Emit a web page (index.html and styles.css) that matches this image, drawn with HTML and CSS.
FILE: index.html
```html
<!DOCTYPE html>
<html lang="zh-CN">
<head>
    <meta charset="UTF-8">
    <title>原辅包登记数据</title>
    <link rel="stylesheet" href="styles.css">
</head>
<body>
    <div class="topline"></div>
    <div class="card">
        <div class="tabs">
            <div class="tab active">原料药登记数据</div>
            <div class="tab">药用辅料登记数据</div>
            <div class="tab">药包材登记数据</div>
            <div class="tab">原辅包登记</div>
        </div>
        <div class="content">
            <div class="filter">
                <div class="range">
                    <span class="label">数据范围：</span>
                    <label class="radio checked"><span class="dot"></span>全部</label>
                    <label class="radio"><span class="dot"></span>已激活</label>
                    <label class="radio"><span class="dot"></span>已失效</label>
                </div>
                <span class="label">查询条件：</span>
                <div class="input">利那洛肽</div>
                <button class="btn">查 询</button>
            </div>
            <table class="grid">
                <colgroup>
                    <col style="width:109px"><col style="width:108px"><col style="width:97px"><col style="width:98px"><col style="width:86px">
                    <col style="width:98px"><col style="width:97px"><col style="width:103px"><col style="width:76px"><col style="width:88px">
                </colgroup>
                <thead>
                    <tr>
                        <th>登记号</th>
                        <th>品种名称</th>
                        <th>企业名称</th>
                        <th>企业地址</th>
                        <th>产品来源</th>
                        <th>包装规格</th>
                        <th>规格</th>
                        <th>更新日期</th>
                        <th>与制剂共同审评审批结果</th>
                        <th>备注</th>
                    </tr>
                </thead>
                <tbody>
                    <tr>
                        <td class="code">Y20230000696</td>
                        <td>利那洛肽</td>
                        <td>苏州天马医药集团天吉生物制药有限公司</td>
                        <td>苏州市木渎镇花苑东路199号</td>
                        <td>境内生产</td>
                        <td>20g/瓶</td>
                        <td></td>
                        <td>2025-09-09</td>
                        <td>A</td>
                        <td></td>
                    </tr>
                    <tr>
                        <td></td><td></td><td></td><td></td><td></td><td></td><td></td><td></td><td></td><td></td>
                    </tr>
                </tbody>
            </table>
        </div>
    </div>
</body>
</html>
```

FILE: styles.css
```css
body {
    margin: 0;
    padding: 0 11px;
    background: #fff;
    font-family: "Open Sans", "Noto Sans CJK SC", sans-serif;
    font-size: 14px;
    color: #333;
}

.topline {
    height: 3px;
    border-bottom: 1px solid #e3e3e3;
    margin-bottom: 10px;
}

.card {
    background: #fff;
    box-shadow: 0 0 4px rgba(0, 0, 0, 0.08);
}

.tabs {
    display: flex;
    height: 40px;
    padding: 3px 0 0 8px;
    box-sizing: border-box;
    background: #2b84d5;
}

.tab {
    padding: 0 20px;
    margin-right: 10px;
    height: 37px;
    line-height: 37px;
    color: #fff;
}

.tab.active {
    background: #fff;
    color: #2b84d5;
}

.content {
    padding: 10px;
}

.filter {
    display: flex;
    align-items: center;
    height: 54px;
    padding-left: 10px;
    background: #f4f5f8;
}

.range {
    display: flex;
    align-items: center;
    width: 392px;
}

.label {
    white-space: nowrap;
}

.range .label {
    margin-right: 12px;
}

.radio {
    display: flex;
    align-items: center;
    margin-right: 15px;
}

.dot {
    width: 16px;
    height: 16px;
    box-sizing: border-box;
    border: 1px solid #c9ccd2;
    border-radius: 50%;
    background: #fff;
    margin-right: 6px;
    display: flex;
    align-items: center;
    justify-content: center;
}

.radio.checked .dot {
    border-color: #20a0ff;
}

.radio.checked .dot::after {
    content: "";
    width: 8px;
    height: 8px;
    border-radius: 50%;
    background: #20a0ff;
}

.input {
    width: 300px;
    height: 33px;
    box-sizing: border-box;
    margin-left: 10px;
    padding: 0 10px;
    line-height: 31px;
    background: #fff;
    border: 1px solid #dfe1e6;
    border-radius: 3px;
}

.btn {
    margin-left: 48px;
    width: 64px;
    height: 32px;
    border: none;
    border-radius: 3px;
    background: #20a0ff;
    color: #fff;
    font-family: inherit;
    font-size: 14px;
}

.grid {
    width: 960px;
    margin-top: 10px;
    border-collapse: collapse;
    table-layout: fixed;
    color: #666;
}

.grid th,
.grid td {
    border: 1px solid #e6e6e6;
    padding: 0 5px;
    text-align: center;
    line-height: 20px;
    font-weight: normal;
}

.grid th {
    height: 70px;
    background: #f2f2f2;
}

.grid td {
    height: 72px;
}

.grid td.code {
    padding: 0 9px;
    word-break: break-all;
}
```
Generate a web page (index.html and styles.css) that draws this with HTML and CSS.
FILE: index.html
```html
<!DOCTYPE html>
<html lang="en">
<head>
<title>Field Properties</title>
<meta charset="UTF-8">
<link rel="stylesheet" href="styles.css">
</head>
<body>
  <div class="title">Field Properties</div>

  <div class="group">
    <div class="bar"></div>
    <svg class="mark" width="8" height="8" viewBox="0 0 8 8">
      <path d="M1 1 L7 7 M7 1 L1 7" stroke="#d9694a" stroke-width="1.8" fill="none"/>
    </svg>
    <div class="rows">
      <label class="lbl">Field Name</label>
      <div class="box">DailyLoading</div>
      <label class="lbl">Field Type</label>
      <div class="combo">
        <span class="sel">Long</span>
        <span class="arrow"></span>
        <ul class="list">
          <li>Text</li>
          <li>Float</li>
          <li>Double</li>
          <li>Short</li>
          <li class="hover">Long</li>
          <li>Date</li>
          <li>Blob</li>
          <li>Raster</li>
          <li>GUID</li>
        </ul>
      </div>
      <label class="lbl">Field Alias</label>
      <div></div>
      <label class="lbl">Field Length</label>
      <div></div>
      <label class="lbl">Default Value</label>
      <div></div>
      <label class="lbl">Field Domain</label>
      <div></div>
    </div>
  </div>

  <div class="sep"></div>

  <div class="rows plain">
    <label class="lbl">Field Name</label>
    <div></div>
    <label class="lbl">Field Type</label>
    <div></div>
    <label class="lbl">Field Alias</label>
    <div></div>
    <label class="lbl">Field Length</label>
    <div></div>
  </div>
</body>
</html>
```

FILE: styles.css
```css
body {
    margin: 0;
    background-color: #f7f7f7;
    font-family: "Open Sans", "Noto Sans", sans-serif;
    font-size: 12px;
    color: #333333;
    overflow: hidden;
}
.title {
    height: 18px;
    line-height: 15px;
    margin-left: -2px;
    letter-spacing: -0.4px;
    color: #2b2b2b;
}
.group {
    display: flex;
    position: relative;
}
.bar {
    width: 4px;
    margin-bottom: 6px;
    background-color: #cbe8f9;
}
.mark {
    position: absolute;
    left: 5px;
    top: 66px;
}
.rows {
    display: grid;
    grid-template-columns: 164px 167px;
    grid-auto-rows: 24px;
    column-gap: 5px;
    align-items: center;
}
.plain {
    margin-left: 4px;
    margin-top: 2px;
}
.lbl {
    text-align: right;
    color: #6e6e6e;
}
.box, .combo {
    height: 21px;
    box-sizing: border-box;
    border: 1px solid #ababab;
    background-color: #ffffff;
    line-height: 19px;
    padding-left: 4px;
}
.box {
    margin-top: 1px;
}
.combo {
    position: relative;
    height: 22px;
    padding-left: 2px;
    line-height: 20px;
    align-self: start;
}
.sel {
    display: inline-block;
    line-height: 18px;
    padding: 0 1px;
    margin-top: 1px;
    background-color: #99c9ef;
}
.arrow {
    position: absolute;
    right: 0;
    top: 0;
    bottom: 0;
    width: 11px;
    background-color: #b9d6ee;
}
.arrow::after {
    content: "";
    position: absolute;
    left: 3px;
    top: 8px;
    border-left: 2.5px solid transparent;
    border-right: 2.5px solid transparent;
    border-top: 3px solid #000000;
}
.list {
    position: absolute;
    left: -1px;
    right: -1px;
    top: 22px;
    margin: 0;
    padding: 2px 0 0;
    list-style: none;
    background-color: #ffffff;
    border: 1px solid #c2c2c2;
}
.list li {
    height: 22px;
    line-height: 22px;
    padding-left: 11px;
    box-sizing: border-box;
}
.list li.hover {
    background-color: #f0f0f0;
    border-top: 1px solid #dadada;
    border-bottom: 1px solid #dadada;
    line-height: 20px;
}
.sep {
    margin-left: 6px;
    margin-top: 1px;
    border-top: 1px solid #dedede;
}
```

----------------------------------------

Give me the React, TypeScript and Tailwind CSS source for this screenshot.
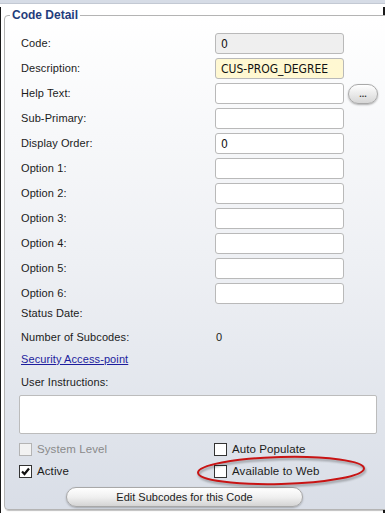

----------------------------------------

Stated exercise: Pick out all lines containing the string "that".

Result of the exercise:
Emit a web page (index.html and styles.css) that matches this image, drawn with HTML and CSS.
Generate a web page (index.html and styles.css) that draws this with HTML and CSS.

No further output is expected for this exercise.